The Big O: Can a Woman Win an Oscar Without Falling in Love?

If
there’s a lesson to be learned from likely multiple-Oscar nominee Saving Mr. Banks — other than, grammatically speaking, the climatic Mary Poppins song “Let’s Go Fly a Kite” should be titled “Let’s
Go AND Fly a Kite” — it’s that a film can be built around a relationship
between a man and a woman and not involve romance.

In
fact, as this backstage saga of the making of Mary Poppins demonstrates, the leads don’t even have to like each other.

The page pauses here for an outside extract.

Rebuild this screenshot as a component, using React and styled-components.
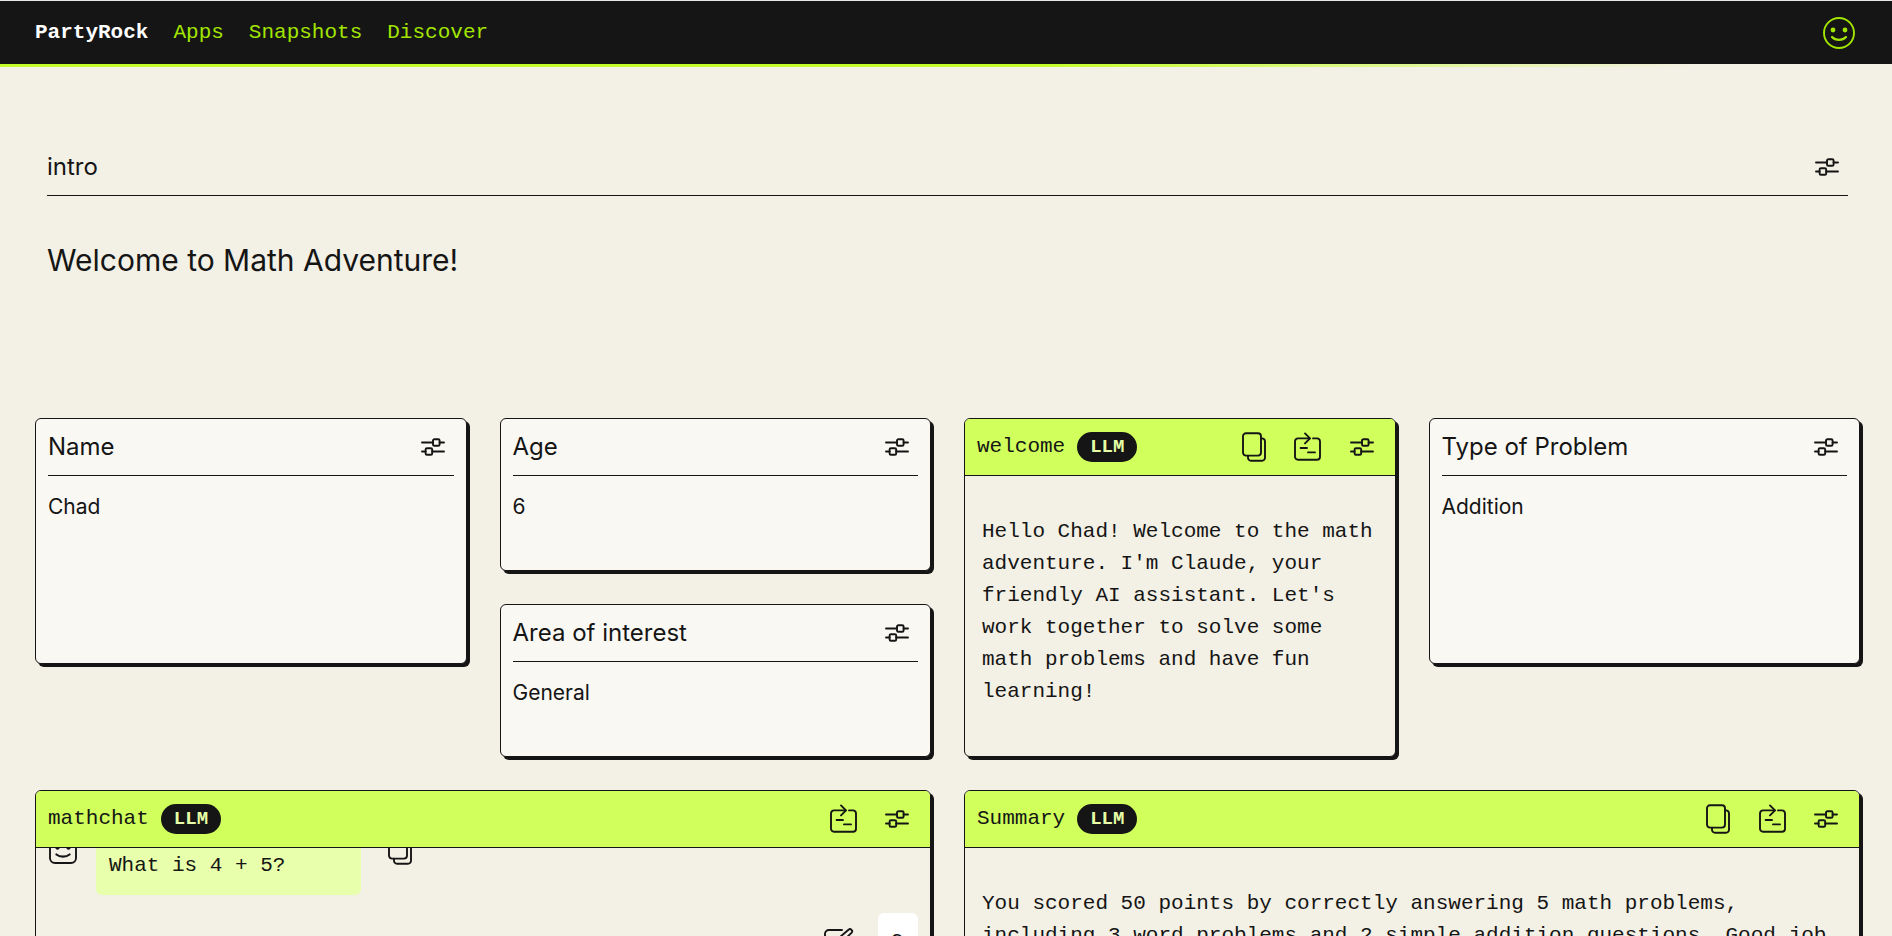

Saving Mr.
Banks
, which opens this weekend (and goes wide on December 20), revels in
the antagonistic give-and-take between Tom Hanks’ studio founder Walt Disney
and Emma Thompson’s implacable author P.L. Travers. He relies on his abundant
wiles to convince her to sign over the film rights to her magical flying
nanny, while she uses her ramrod personality to make sure any agreement conforms
to her sometimes outlandish terms.

“What’s
interesting about the primary relationship in Saving Mr. Banks is that there’s no attempt at a romantic B-plot,
no hint that Walt Disney ever winked at P.L. Travers, or that she shimmied
ever so slightly in his direction,” says Thelma Adams, a Yahoo! Movies
contributing editor. “While this does give Thompson’s author of Mary Poppins a big, meaty role scrubbed
of romance’s distractions, it also scrubs the woman of nearly any sexuality.”
I could debate that last point with my esteemed colleague Adams — Travers’
British-bred frostiness and flattering, figure-hugging attire are not entirely a
turn-off, if you are into that sort of thing. But, otherwise, it’s a spit-spot
assessment of not always having to define a female lead by her
pursuits of the heart.

Flirting is definitely not in Travers’ tool kit, as least in Thompson’s interpretation. In reality, the never-married author had multiple relationships with men and women, as her biographer Valerie Lawson reveals in her book, Mary Poppins, She Wrote. She even penned steamy poetry and posed for a topless photo at some point. But Saving Mr. Banks doesn’t involve itself in those revelations. Instead, the woman who insisted on being called “Mrs. Travers” — the Australian-born Helen Lyndon Goff used her father’s first name as her pen surname — appears to have wedded herself to her beloved dad, an alcoholic dreamer who died when she was 7. Not that she would have a chance with the film’s Mr. Disney, a devoted family man whose missus earns a silent cameo.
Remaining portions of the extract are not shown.